Desalento: dos trabalhadores e dos empresários

Clemente Ganz Lúcio

Data original da publicação: 26/05/2019

Passados 140 dias do novo governo, nenhuma palavra sobre a grave situação do desemprego e, muito menos, sobre iniciativas para enfrentar o problema. Considerando que membros da equipe governamental acreditam que a terra é plana, que não há mudança climática ou qualquer outro problema ambiental, que violência se enfrenta com armas e balas, talvez também o desemprego seja um contratempo cuja solução seja esperar junto ao pé de uma goiabeira.

A bem da verdade, na área econômica, havia uma bala de prata. Desde a eleição, a reforma da previdência vinha sendo colocada como a chave capaz de abrir a porta para a dinâmica econômica, ressuscitando a capacidade fiscal do Estado para conduzir o país rumo ao crescimento. Os dias passaram e a fé econômica está mudando, pois, a reforma ainda é alardeada como fundamental, mas já não é mais suficiente. Será necessário agora também desonerar o setor produtivo, privatizar e fazer concessões ao setor privado, vender ativos naturais etc. A agenda completa para o país finalmente apareceu!

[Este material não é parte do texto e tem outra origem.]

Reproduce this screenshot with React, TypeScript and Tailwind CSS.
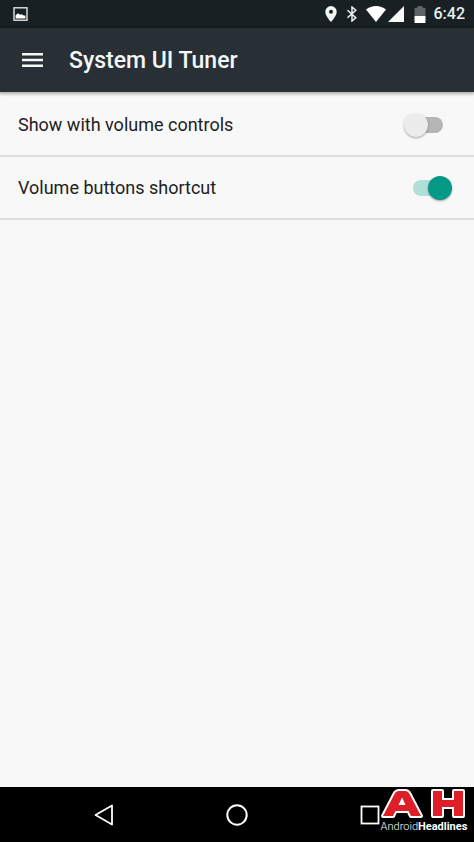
import { useState } from "react";

function StatusBar() {
  return (
    <div className="flex h-7 shrink-0 items-center justify-between bg-[#182023] pl-[13px] pr-[9px] text-white">
      <svg width="15" height="14" viewBox="0 0 15 14" fill="none" aria-label="Screenshot saved">
        <rect x="1" y="0.8" width="13" height="12.4" stroke="#dfe3e4" strokeWidth="1.4" />
        <path d="M2.6 11.4V8.2L5 6.2l2 1.6 1.6-.5 1.6 1 2.200.5v2.600z" fill="#fff" />
      </svg>
      <div className="flex items-center">
        <svg className="mr-[9px]" width="12" height="16" viewBox="0 0 12 16" aria-label="Location">
          <path
            fillRule="evenodd"
            d="M6 0a5.7 5.7 0 0 0-5.7 5.7C.3 9.9 6 16 6 16s5.7-6.1 5.7-10.3A5.7 5.7 0 0 0 6 0zm0 3.7a2 2 0 1 1 0 4 2 2 0 0 1 0-4z"
            fill="#f4f6f6"
          />
        </svg>
        <svg className="mr-[8px]" width="12" height="16" viewBox="0 0 12 16" fill="none" stroke="#eef0f1" strokeWidth="1.5" aria-label="Bluetooth">
          <path d="M1.500 4.200 9.800 11.800 6 15V1l3.800 3.200L1.500 11.800" />
        </svg>
        <svg className="mr-[2px]" width="20" height="16" viewBox="0 0 20 16" aria-label="Wi-Fi">
          <path d="M0 3.600C2.800 1.300 6.200 0 10 0s7.200 1.300 10 3.600L10 16z" fill="#fff" />
        </svg>
        <svg className="mr-[10px]" width="16" height="16" viewBox="0 0 16 16" aria-label="Signal">
          <path d="M16 0v16H0z" fill="#f7f8f8" />
        </svg>
        <svg className="mr-[8px]" width="12" height="17" viewBox="0 0 12 17" aria-label="Battery">
          <path d="M3.600 0h4.800v1.800h2.400q.7 0 .7.7V10H.5V2.500q0-.7.7-.7h2.400z" fill="#5f6567" />
          <path d="M.5 10h11v6.300q0 .7-.7.7H1.200q-.7 0-.7-.7z" fill="#fff" />
        </svg>
        <time className="text-[16px] leading-7 font-medium text-[#eceff0]">6:42</time>
      </div>
    </div>
  );
}

function Header() {
  return (
    <header className="z-10 flex h-16 shrink-0 items-center bg-[#283036] pl-[22px] text-[#f5f7f7] shadow-[0_1px_3px_1px_rgba(0,0,0,0.3)]">
      <button type="button" aria-label="Open menu" className="mr-[26px] flex">
        <svg width="21" height="14" viewBox="0 0 21 14" fill="currentColor">
          <path d="M0 0h21v2.400H0zM0 5.800h21v2.400H0zM0 11.600h21V14H0z" />
        </svg>
      </button>
      <h1 className="pt-[2px] text-[23px] leading-8 font-medium">System UI Tuner</h1>
    </header>
  );
}

function SettingRow({ id, label, initial }: { id: string; label: string; initial: boolean }) {
  const [on, setOn] = useState(initial);
  return (
    <li className="flex h-[63px] items-center justify-between border-b-2 border-[#dedede] pl-[18px] pr-[22px]">
      <label htmlFor={id} className="text-[18px] leading-6 text-[#212121]">
        {label}
      </label>
      <input
        id={id}
        type="checkbox"
        role="switch"
        checked={on}
        onChange={(e) => setOn(e.target.checked)}
        className="relative h-6 w-12 appearance-none before:absolute before:inset-x-[9px] before:inset-y-1 before:rounded-full before:bg-[#b5b5b5] after:absolute after:top-0 after:left-0 after:size-6 after:rounded-full after:bg-[#ececec] after:shadow-[0_1px_2px_rgba(0,0,0,0.35)] checked:before:bg-[#b0dfd7] checked:after:left-6 checked:after:bg-[#069985]"
      />
    </li>
  );
}

const LETTER_A = "M4 28 15.500 6q1.500-3 4.500-3h6q3 0 4.500 3L42 28H32l-2.500-5h-13L14 28zM19.500 17h7L23 9.500z";
const LETTER_H = "M54 3h9v9h12V3h9v25h-9v-9H63v9h-9z";

function Watermark() {
  return (
    <div className="absolute right-[5px] bottom-[9px] flex w-[90px] flex-col items-center">
      <svg width="90" height="33" viewBox="0 0 90 33" aria-label="AH logo">
        <g fillRule="evenodd" fill="#fff" stroke="#fff" strokeWidth="4" strokeLinejoin="round">
          <path d={LETTER_A} />
          <path d={LETTER_H} />
        </g>
        <g fillRule="evenodd" fill="#df1f27">
          <path d={LETTER_A} />
          <path d={LETTER_H} />
        </g>
      </svg>
      <p className="text-[11px] leading-3 whitespace-nowrap text-white">
        <span className="font-light">Android</span>
        <span className="font-bold">Headlines</span>
      </p>
    </div>
  );
}

function NavBar() {
  return (
    <nav className="relative flex h-[55px] shrink-0 items-center justify-center gap-[111px] bg-black text-white">
      <button type="button" aria-label="Back">
        <svg width="22" height="22" viewBox="0 0 22 22" fill="none" stroke="currentColor" strokeWidth="1.8" strokeLinejoin="round">
          <path d="M19 1.500v19L2.500 11z" />
        </svg>
      </button>
      <button type="button" aria-label="Home">
        <svg width="22" height="22" viewBox="0 0 22 22" fill="none" stroke="currentColor" strokeWidth="2">
          <circle cx="11" cy="11" r="9.7" />
        </svg>
      </button>
      <button type="button" aria-label="Recent apps">
        <svg width="22" height="22" viewBox="0 0 22 22" fill="none" stroke="currentColor" strokeWidth="1.8">
          <rect x="2.5" y="2.5" width="17" height="17" />
        </svg>
      </button>
      <Watermark />
    </nav>
  );
}

export default function App() {
  return (
    <div className="flex min-h-screen flex-col bg-[#f8f8f8] font-[Roboto,sans-serif]">
      <StatusBar />
      <Header />
      <main className="flex-1 pt-[2px]">
        <ul>
          <SettingRow id="volume-controls" label="Show with volume controls" initial={false} />
          <SettingRow id="volume-shortcut" label="Volume buttons shortcut" initial={true} />
        </ul>
      </main>
      <NavBar />
    </div>
  );
}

É bom lembrar que, em 2016/2017, também houve uma avalanche midiática que divulgou e incutiu na opinião pública a certeza do poder transformador da reforma trabalhista para promover o crescimento do emprego. Os soluços estatísticos dos míseros postos de trabalho gerados declaram que a realidade não corresponde aos dogmas. O que acontece com a vida prática que insiste em não corresponder às “verdades emanadas” pelo mercado?

No mundo real, onde mulheres e homens precisam de emprego e de salário para viver, o desemprego aumenta. Quando surgem, as ocupações são informais, precárias e com baixos salários. Aumentam o número dos desalentados, pessoas que, mesmo precisando muito do emprego, desistem da procura porque não encontram oportunidades e não têm recursos financeiros para gastar com a busca. O desalento é o sintoma de uma gravíssima anemia econômica.

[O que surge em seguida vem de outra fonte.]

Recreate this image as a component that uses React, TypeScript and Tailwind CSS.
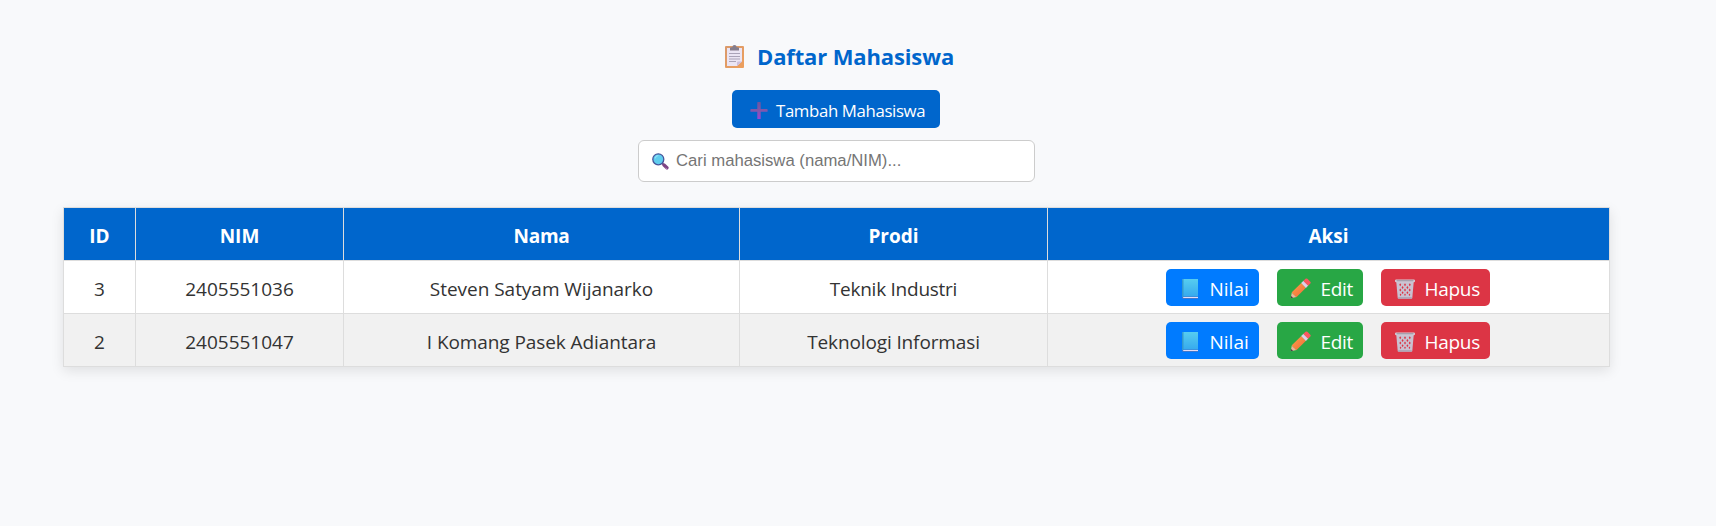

Quando há vagas, diante das escassas oportunidades, as filam somam milhares de madrugadores dispostos a horas de espera para uma resposta negativa. Isso quando não vem o conselho: “vai cuidar da sua empregabilidade, senão você não vai achar um posto de trabalho!”. O desempregado, muitas vezes, sai achando que o problema é com ele! Quem está à procura de trabalho, acumulando tempo de fila, vê com clareza que o problema é outro. Já são mais de 5 milhões de desempregados que, segundo o IBGE (Instituto Brasileiro de Geografia e Estatística), procuram emprego há mais de 1 ano.

Para os que vinham acreditando que o emprego cresceria, apesar de todas as dificuldades, nova desilusão. Isso porque o chamado mercado (os agentes econômicos, donos do dinheiro e do parque produtivo, e seus economistas) já jogou a toalha. A esperança era de um crescimento do PIB entre 2% e 3% em 2019. Entretanto, desde o início do ano, já foram feitas 12 revisões consecutivas, reduzindo expectativas. Só da semana passada para esta, os profetas do mercado derrubaram de 1,45% para 1,24% a expectativa de crescimento da economia para 2019. E o cenário indica que esse novo número também está contaminado pela esperança!

É provável que o IBGE divulgue na próxima semana que o resultado do PIB foi negativo no primeiro trimestre do ano. Há risco de a economia resvalar para uma recessão branda. O país está na antessala de uma depressão econômica. Nesse contexto, emprego é lenda!

Os motivos para o otimismo poderão vir das ruas e, nesse caso, a esperança poderá ser uma espera ativa, animada por uma utopia que o país deve reaprender a formular e compartilhar.

Clemente Ganz Lúcio é  sociólogo, diretor técnico do DIEESE, membro do CDES – Conselho de Desenvolvimento Econômico e Social e do Grupo Reindustrialização.